В ее народе, и ее природе любит родину Лермонтов, — в вечных источниках ее бытия. И ему, как и Пушкину, не нужно приукрашивать выдумкой, романтической мечтой родную землю, чтобы она стала для него дороже всего на свете. И «дрожащие огни печальных деревень», и эта. «средь желтой нивы чета белеющих берез» преисполнены той простой и грустной красоты, которая оказывается родной и для народной песни, и для повести Тургенева, и для романа Л. Толстого, и для симфонии Чайковского, и для картины Нестерова — оказывается родной для всего в искусстве, в чем «сквозит и тайно светит» подлинный лик родины.
«Пройдите любую галлерею русской живописи, — говорит историк В. О. Ключевский об отражении в нашей живописи дореволюционной, дооктябрьской России, — и вдумайтесь в то впечатление, какое из нее выносите: весело оно или печально? Как будто немного весело и немного печально: это значит, что оно грустно. Вы усиливаетесь вспомнить, что где-то было уже выражено это впечатление, что русская кисть ка этих полотнах только иллюстрировала и воспроизводила в «подробностях какую-то знакомую всем общую картину русской природы и жизни, производящую на вас то же самое впечатление, немного веселое и немного печальное, — и вспоминаете «Родину» Лермонтова».[45]
Каждая строка лермонтовской «Родины» полна к ней той любви, которая, по слову Н. А. Добролюбова, «истинна, свята и разумна».
Каждая строка «Родины» — это сердечное признание в беззаветной, искренней, преданной любви к ней.
И вот почему так пламенно бичевал Лермонтов ее поработителей, душителей ее свободы.
10
«Уезжаю заслуживать себе на «Кавказе отставку; из валерикского представленья меня здесь вычеркнули, так что даже я не буду иметь утешенья носить красной ленточки, когда надену штатский сюртук».
Так писал Лермонтов Д. С. Бибикову из Петербурга.
Вычеркнув Лермонтова «из валерикского представленья», Николай I дал строгий выговор командиру Отдельного кавказского корпуса генералу Е. А. Головину. Клейнмихель, по приказу Николая I, написал этому генералу: «Государь император, по рассмотрении доставленного о сем офицере списка, не изволил изъявить монаршего соизволения на испрашиваемую ему награду. При сем его величество, заметив, что поручик Лермонтов при своем полку не находился, но был употреблен в экспедиции с особо порученною ему казачьею командою, повелеть соизволил сообщить вам, милостивый государь, о подтверждении, дабы поручик Лермонтов непременно состоял на лицо во фронте, и чтобы начальство отнюдь не осмеливалось ни под каким предлогом удалять его от фронтовой службы в своем полку».
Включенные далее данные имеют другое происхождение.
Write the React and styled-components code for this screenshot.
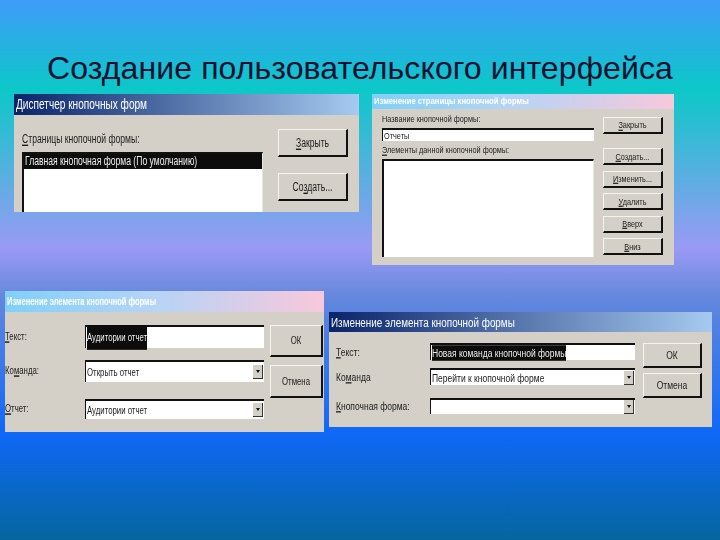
import styled, { createGlobalStyle } from "styled-components";

const GlobalStyle = createGlobalStyle`
  html, body {
    margin: 0;
    padding: 0;
  }
  body {
    width: 720px;
    height: 540px;
    overflow: hidden;
    font-family: "Liberation Sans", Arial, sans-serif;
  }
`;

const Slide = styled.div`
  position: relative;
  width: 720px;
  height: 540px;
  overflow: hidden;
  background: linear-gradient(
    180deg,
    #3f9bfa 0%,
    #0cc8c8 16.5%,
    #9a9af5 46%,
    #6488dc 55%,
    #0f68f8 80%,
    #05669e 100%
  );
`;

const Title = styled.h1`
  margin: 0;
  padding-top: 47px;
  text-align: center;
  font-family: "Liberation Sans", Arial, sans-serif;
  font-size: 32px;
  line-height: 42px;
  font-weight: 400;
  color: #021030;
  letter-spacing: 0.1px;
`;

// the four dialog screenshots lie on the slide like windows on a desktop
const Dialog = styled.div`
  position: absolute;
  left: ${(p) => p.$x}px;
  top: ${(p) => p.$y}px;
  width: ${(p) => p.$w}px;
  height: ${(p) => p.$h}px;
  display: flex;
  flex-direction: column;
  overflow: hidden;
  background: #d4d0c8;
  color: #1c1c1c;
  font-size: ${(p) => p.$font}px;
  --stretch: ${(p) => p.$stretch};
  filter: blur(0.35px);
`;

// the screenshots were squeezed sideways, so the text is narrow and tall
const Txt = styled.span`
  display: inline-block;
  transform: scaleY(var(--stretch));
  white-space: nowrap;
`;

const TitleBar = styled.div`
  flex: none;
  height: ${(p) => p.$h}px;
  display: flex;
  align-items: center;
  padding-left: 2px;
  box-sizing: border-box;
  color: #fff;
  font-size: ${(p) => p.$font}px;
  white-space: nowrap;
  background: ${(p) =>
    p.$light
      ? "linear-gradient(90deg, #7fd0f8 0%, #b4d4f6 45%, #f8c8dc 100%)"
      : "linear-gradient(90deg, #0a246a 0%, #a6caf0 100%)"};
  font-weight: ${(p) => (p.$light ? 700 : 400)};
`;

const Body = styled.div`
  flex: 1;
  min-height: 0;
  display: flex;
  justify-content: space-between;
  padding: ${(p) => p.$pad};
`;

const Fields = styled.div`
  display: flex;
  flex-direction: column;
  width: ${(p) => p.$w}px;
  margin-top: ${(p) => p.$top || 0}px;
`;

const Label = styled.div`
  line-height: 14px;
  margin-bottom: ${(p) => p.$gap || 0}px;
  white-space: nowrap;
`;

const Hot = styled.span`
  text-decoration: underline;
`;

const ListBox = styled.div`
  flex: 1;
  min-height: 0;
  background: #fff;
  border-top: 2px solid #111;
  border-left: 2px solid #111;
  border-right: 1px solid #e8e6e0;
  box-sizing: border-box;
`;

const SelectedRow = styled.div`
  background: #0c0c0c;
  color: #eee;
  height: 15px;
  line-height: 15px;
  padding-left: 1px;
  white-space: nowrap;
`;

const TextInput = styled.div`
  height: ${(p) => p.$h}px;
  margin-bottom: ${(p) => p.$gap || 0}px;
  background: #fff;
  border-top: 2px solid #111;
  border-left: 1px solid #111;
  box-sizing: border-box;
  padding-left: 1px;
  display: flex;
  align-items: center;
  white-space: nowrap;
`;

const Marked = styled.span`
  background: #0c0c0c;
  color: #eee;
  padding: ${(p) => p.$pad || "1px 0"};
`;

const FormRow = styled.div`
  display: grid;
  grid-template-columns: ${(p) => p.$label}px ${(p) => p.$field}px;
  align-items: center;
  margin-bottom: ${(p) => p.$gap || 0}px;
`;

const Combo = styled.div`
  height: ${(p) => p.$h}px;
  background: #fff;
  border-top: 2px solid #111;
  border-left: 1px solid #111;
  box-sizing: border-box;
  padding: 0 1px;
  display: flex;
  align-items: center;
  justify-content: space-between;
  white-space: nowrap;
`;

const ComboArrow = styled.span`
  flex: none;
  width: 10px;
  height: 14px;
  margin-right: 0;
  display: flex;
  align-items: center;
  justify-content: center;
  background: #d4d0c8;
  border-right: 1px solid #333;
  border-bottom: 1px solid #333;
  box-sizing: border-box;
  &::after {
    content: "";
    border-left: 2px solid transparent;
    border-right: 2px solid transparent;
    border-top: 3px solid #111;
  }
`;

const Buttons = styled.div`
  display: flex;
  flex-direction: column;
  gap: ${(p) => p.$gap}px;
  margin-top: ${(p) => p.$top || 0}px;
`;

const Button = styled.div`
  width: ${(p) => p.$w}px;
  height: ${(p) => p.$h}px;
  flex: none;
  margin-bottom: ${(p) => p.$after || 0}px;
  box-sizing: border-box;
  display: flex;
  align-items: center;
  justify-content: center;
  background: #d4d0c8;
  border-top: 1px solid #f4f3ef;
  border-left: 1px solid #f4f3ef;
  border-right: 2px solid #111;
  border-bottom: 2px solid #111;
  white-space: nowrap;
`;

function Manager() {
  return (
    <Dialog $x={14} $y={94} $w={345} $h={118} $font={8.6} $stretch={1.4}>
      <TitleBar $h={21} $font={10.1}><Txt>Диспетчер кнопочных форм</Txt></TitleBar>
      <Body $pad="14px 11px 0 8px">
        <Fields $w={241} $top={3}>
          <Label $gap={6}><Txt><Hot>С</Hot>траницы кнопочной формы:</Txt></Label>
          <ListBox>
            <SelectedRow><Txt>Главная кнопочная форма (По умолчанию)</Txt></SelectedRow>
          </ListBox>
        </Fields>
        <Buttons $gap={16}>
          <Button $w={70} $h={28}><Txt><Hot>З</Hot>акрыть</Txt></Button>
          <Button $w={70} $h={28}><Txt>Со<Hot>з</Hot>дать...</Txt></Button>
        </Buttons>
      </Body>
    </Dialog>
  );
}

function PageEditor() {
  return (
    <Dialog $x={372} $y={94} $w={302} $h={171} $font={7.3} $stretch={1.2}>
      <TitleBar $h={15} $font={7.7} $light><Txt>Изменение страницы кнопочной формы</Txt></TitleBar>
      <Body $pad="4px 11px 8px 10px">
        <Fields $w={212}>
          <Label $gap={1}><Txt>Название кнопочной формы:</Txt></Label>
          <TextInput $h={13} $gap={3}><Txt>Отчеты</Txt></TextInput>
          <Label $gap={1}><Txt><Hot>Э</Hot>лементы данной кнопочной формы:</Txt></Label>
          <ListBox />
        </Fields>
        <Buttons $gap={5.5} $top={4}>
          <Button $w={60} $h={17} $after={8.5}><Txt><Hot>З</Hot>акрыть</Txt></Button>
          <Button $w={60} $h={17}><Txt><Hot>С</Hot>оздать...</Txt></Button>
          <Button $w={60} $h={17}><Txt><Hot>И</Hot>зменить...</Txt></Button>
          <Button $w={60} $h={17}><Txt><Hot>У</Hot>далить</Txt></Button>
          <Button $w={60} $h={17}><Txt><Hot>В</Hot>верх</Txt></Button>
          <Button $w={60} $h={17}><Txt><Hot>В</Hot>низ</Txt></Button>
        </Buttons>
      </Body>
    </Dialog>
  );
}

function ReportItem() {
  return (
    <Dialog $x={5} $y={291} $w={319} $h={141} $font={7.8} $stretch={1.45}>
      <TitleBar $h={21} $font={7.5} $light><Txt>Изменение элемента кнопочной формы</Txt></TitleBar>
      <Body $pad="13px 1px 0 0">
        <Fields $w={264}>
          <FormRow $label={80} $field={179} $gap={12}>
            <Label><Txt><Hot>Т</Hot>екст:</Txt></Label>
            <TextInput $h={23}><Txt><Marked $pad="4px 0">Аудитории отчет</Marked></Txt></TextInput>
          </FormRow>
          <FormRow $label={80} $field={179} $gap={17}>
            <Label><Txt>Ко<Hot>м</Hot>анда:</Txt></Label>
            <Combo $h={22}><Txt>Открыть отчет</Txt><ComboArrow /></Combo>
          </FormRow>
          <FormRow $label={80} $field={179}>
            <Label><Txt><Hot>О</Hot>тчет:</Txt></Label>
            <Combo $h={20}><Txt>Аудитории отчет</Txt><ComboArrow /></Combo>
          </FormRow>
        </Fields>
        <Buttons $gap={8}>
          <Button $w={53} $h={32}><Txt>ОК</Txt></Button>
          <Button $w={53} $h={33}><Txt>Отмена</Txt></Button>
        </Buttons>
      </Body>
    </Dialog>
  );
}

function ButtonItem() {
  return (
    <Dialog $x={329} $y={312} $w={383} $h={115} $font={8.5} $stretch={1.3}>
      <TitleBar $h={20} $font={9.9}><Txt>Изменение элемента кнопочной формы</Txt></TitleBar>
      <Body $pad="11px 10px 0 7px">
        <Fields $w={299}>
          <FormRow $label={94} $field={205} $gap={8}>
            <Label><Txt><Hot>Т</Hot>екст:</Txt></Label>
            <TextInput $h={17}><Txt><Marked>Новая команда кнопочной формы</Marked></Txt></TextInput>
          </FormRow>
          <FormRow $label={94} $field={205} $gap={13}>
            <Label><Txt>Ко<Hot>м</Hot>анда</Txt></Label>
            <Combo $h={17}><Txt>Перейти к кнопочной форме</Txt><ComboArrow /></Combo>
          </FormRow>
          <FormRow $label={94} $field={205}>
            <Label><Txt><Hot>К</Hot>нопочная форма:</Txt></Label>
            <Combo $h={16}><span /><ComboArrow /></Combo>
          </FormRow>
        </Fields>
        <Buttons $gap={5}>
          <Button $w={59} $h={25}><Txt>ОК</Txt></Button>
          <Button $w={59} $h={25}><Txt>Отмена</Txt></Button>
        </Buttons>
      </Body>
    </Dialog>
  );
}

export default function App() {
  return (
    <>
      <GlobalStyle />
      <Slide>
        <Title>Создание пользовательского интерфейса</Title>
        <Manager />
        <PageEditor />
        <ReportItem />
        <ButtonItem />
      </Slide>
    </>
  );
}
Этот приказ был получен кавказским начальством уже после смерти Лермонтова. Если б Лермонтов знал о нем, он понял бы, что царь дал приказ кавказскому начальству не выпускать его из-под строжайшего надзора и в то же время не допускать до таких боевых дел, где он, опальный офицер, мог бы ценою воинского подвига заслужить себе право на снятие опалы. По воле Николая I Лермонтов должен был нести лямку безвыходной службы в кавказских захолустьях, пока болезнь или пуля не прекратят его жизнь.
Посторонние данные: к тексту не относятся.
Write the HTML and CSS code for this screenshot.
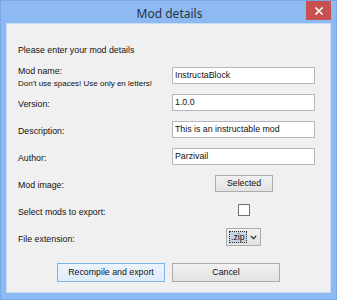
FILE: index.html
```html
<!DOCTYPE html>
<html>
<head>
<meta charset="utf-8">
<link rel="stylesheet" href="styles.css">
</head>
<body>
<div class="window">
  <div class="titlebar">
    <span></span>
    <span class="title">Mod details</span>
    <div class="close">
      <svg width="8" height="8" viewBox="0 0 8 8"><path d="M1 1 L7 7 M7 1 L1 7" stroke="#fff" stroke-width="1.6" stroke-linecap="square"/></svg>
    </div>
  </div>
  <div class="client">
    <p class="intro">Please enter your mod details</p>
    <div class="form">
      <div class="label first">Mod name:<span class="hint">Don't use spaces! Use only en letters!</span></div>
      <div class="ctrl"><div class="input">InstructaBlock</div></div>

      <div class="label">Version:</div>
      <div class="ctrl"><div class="input">1.0.0</div></div>

      <div class="label">Description:</div>
      <div class="ctrl"><div class="input">This is an instructable mod</div></div>

      <div class="label">Author:</div>
      <div class="ctrl"><div class="input">Parzivail</div></div>

      <div class="label">Mod image:</div>
      <div class="ctrl center"><div class="btn small">Selected</div></div>

      <div class="label">Select mods to export:</div>
      <div class="ctrl center"><div class="check"></div></div>

      <div class="label">File extension:</div>
      <div class="ctrl center">
        <div class="combo">
          <span class="value">.zip</span>
          <svg class="chev" width="7" height="5" viewBox="0 0 7 5"><path d="M0.8 1 L3.5 3.7 L6.2 1" fill="none" stroke="#333" stroke-width="1.3"/></svg>
        </div>
      </div>
    </div>
    <div class="actions">
      <div class="btn wide default">Recompile and export</div>
      <div class="btn wide">Cancel</div>
    </div>
  </div>
</div>
</body>
</html>
```
FILE: styles.css
```css
* { box-sizing: border-box; }
html, body { margin: 0; padding: 0; }
body {
  width: 337px;
  height: 300px;
  overflow: hidden;
  font-family: "Liberation Sans", Arial, sans-serif;
}
.window {
  width: 337px;
  height: 300px;
  background: #8dbaf3;
  border: 1px solid #7aa8e6;
  padding: 0 5px 0 5px;
  display: flex;
  flex-direction: column;
}
.titlebar {
  height: 22px;
  display: grid;
  grid-template-columns: 1fr auto 1fr;
  align-items: start;
}
.title {
  font-family: "Noto Sans", "Open Sans", sans-serif;
  font-size: 12px;
  color: #2a3340;
  line-height: 16px;
  padding-top: 5px;
  padding-left: 2px;
}
.close {
  justify-self: end;
  width: 25px;
  height: 19px;
  background: #c75050;
  display: flex;
  align-items: center;
  justify-content: center;
}
.close svg { display: block; }
.client {
  width: 325px;
  height: 270px;
  background: #f0f0f0;
  border: 1px solid #c9dcf6;
  padding: 20px 16px 0 11px;
  font-size: 8.8px;
  color: #111;
}
.intro {
  margin: 0;
  line-height: 13px;
  height: 13px;
}
.form {
  margin-top: 10px;
  display: grid;
  grid-template-columns: 154px 143px;
  grid-auto-rows: 27px;
}
.label {
  line-height: 13px;
  padding-top: 3.5px;
  white-space: nowrap;
}
.label.first { padding-top: 0; margin-top: -2px; }
.hint {
  display: block;
  font-size: 8px;
  line-height: 11px;
}
.ctrl { display: flex; align-items: flex-start; }
.ctrl.center { justify-content: center; }
.input {
  width: 143px;
  height: 17px;
  background: #fff;
  border: 1px solid #b5b7bd;
  padding-left: 2px;
  line-height: 15px;
  white-space: nowrap;
  overflow: hidden;
}
.btn {
  height: 17px;
  border: 1px solid #acacac;
  background: linear-gradient(#f1f1f1, #e2e2e2);
  display: flex;
  align-items: center;
  justify-content: center;
  line-height: 13px;
  white-space: nowrap;
}
.btn.small { width: 58px; margin-left: 1px; }
.check {
  width: 12px;
  height: 12px;
  margin-top: 2px;
  background: #fff;
  border: 1px solid #707070;
}
.combo {
  margin-top: -1px;
  width: 35px;
  height: 18px;
  border: 1px solid #acacac;
  background: linear-gradient(#f1f1f1, #e2e2e2);
  display: flex;
  align-items: center;
  padding: 2px;
  gap: 3px;
}
.combo .value {
  height: 12px;
  line-height: 11px;
  padding: 0 1px;
  border: 1px dotted #333;
  background: #c5d4e4;
}
.chev { display: block; }
.actions {
  margin-top: 7px;
  margin-left: 39px;
  display: flex;
  gap: 7px;
}
.btn.wide { width: 108px; height: 19px; }
.btn.default {
  border-color: #7eb4ea;
  background: linear-gradient(#ecf4fc, #dcecfc);
}
```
10 мая Лермонтов был уже на Северном Кавказе в Ставрополе и, собираясь в экспедицию в Дагестан, просил у С. Н. Карамзиной: «Пожелайте мне счастья и легкого ранения, это самое лучшее, что только можно мне пожелать».
Худо прикрытое отчаяние сквозит в этих словах. Еще недавно в запрещенном цензурой очерке «Кавказец» (1839) Лермонтов не без горького юмора рассказывал про армейского служаку, измученного долгой тяжкой службой:
«Годы бегут, кавказцу уже сорок лет, ему хочется домой, и если он не изранен, то поступает таким образом: во время перестрелки кладет голову за камень, а ноги вытягивает на пенсию; это выражение там освящено обычаем. Благодетельная нуля попадает в ногу, и он счастлив. Отставка с пенсионом выходит».
А теперь, в 1841 голу, сям он, подобно своему «герою», ждал «легкого ранения…»
В Москве и по пути на Кавказ у Лермонтова продолжается тот необыкновенный творческий подъем, который он чувствовал все последние месяцы. Прощаясь с Лермонтовым, 13 апреля князь В. Ф. Одоевский подарил ему записную книгу «с тем, чтобы он возвратил мне ее сам, и всю исписанную». А уже через месяц Лермонтов мог признать: «Я не знаю, будет ли это продолжаться, но во время моего путешествия мной овладел демон поэзии или стихов. Я заполнил половину книжки, которую мне подарил Одоевский, что, вероятно, принесло мне счастье».